Rules-Based Spam Scoring

We use SpamAssassin to determine if a message is spam. Spamassassin (SA) uses thousands of rules and text patterns to make this determination. In addition to SA’s built-in rules, we are also using sets of rules that are updated daily to detect the latest types of spam We are also using Razor and DCC which are massive spam databases that messages can be checked against. Each rule has a “spam score” associated with it and once the message has been tested against all of the rules, the message’s total score is added up. If this score is greater than 5.0 (this score may change at some point), the message is considered spam.

Bayesian Filtering

In addition to the rules-based spam scoring, SA also uses Bayesian Filtering to determine the spam score. I’m not going to go into all the details, but basically a bayesian filter “learns” what you think of as spam and non-spam (”ham” in SA terms). In order for a bayesian filter to work, however, you must train it.

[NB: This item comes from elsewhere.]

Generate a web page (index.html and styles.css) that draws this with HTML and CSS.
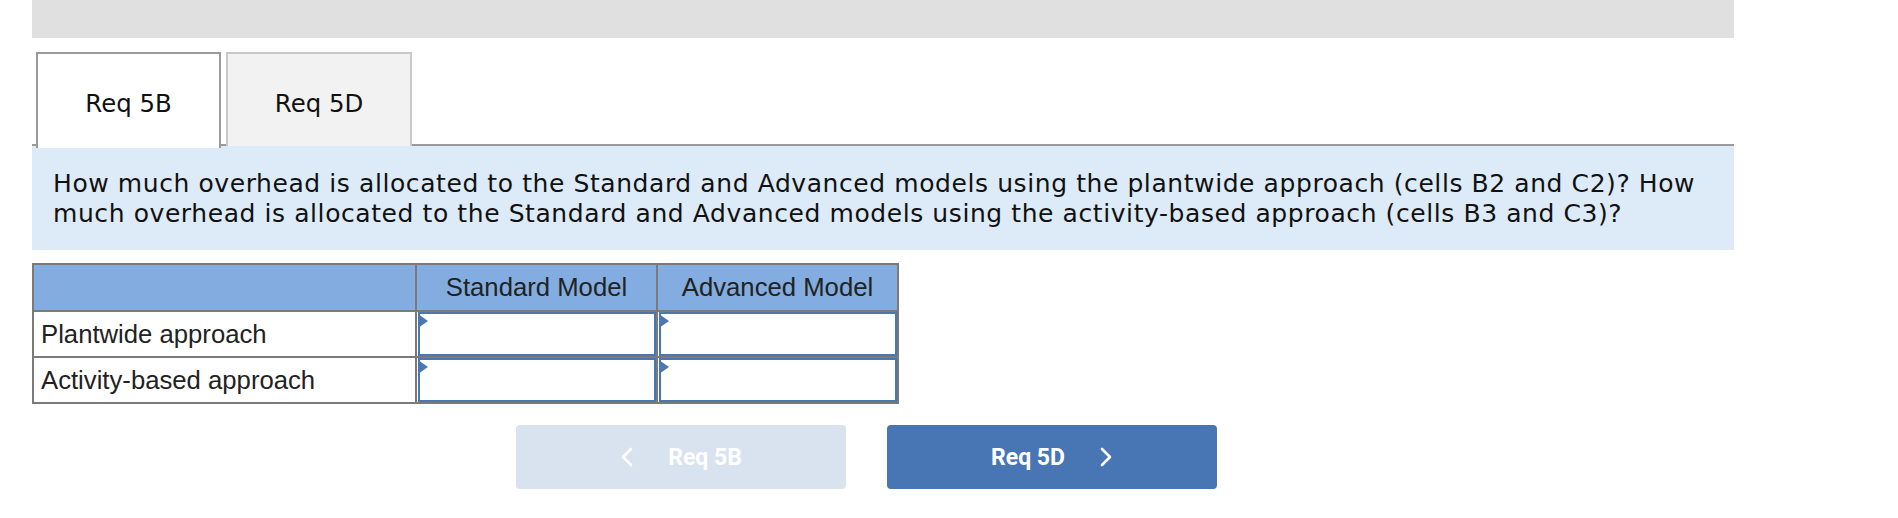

Here’s where you come in. You may not have noticed, but there is a new link in WebMail when you are reading a message: “Mark as Spam”. This link sends the message to MailGate’s bayesian filter to help train it to see that message as spam. There is a similar link ( “Mark as Non-Spam”) on every message in your SPAM folder which trains the filter to look for Non-Spam. Whenever the spam filter misses a spam message, make sure to mark the message as spam and whenever it mistakenly marks valid mail as spam, make sure to mark it as non-spam.

Delivery

Once all of these filters are run, the message is finally sent to mail.usf.edu for delivery. If you have spam filtering enabled, messages marked as spam by MailGate will be moved into your SPAM folder, if not, the message is delivered to your mailbox as usual. Again, this will NOT catch every spam! For me, it’s catching about 97% right now and with more training, it should get over 99% of the spam.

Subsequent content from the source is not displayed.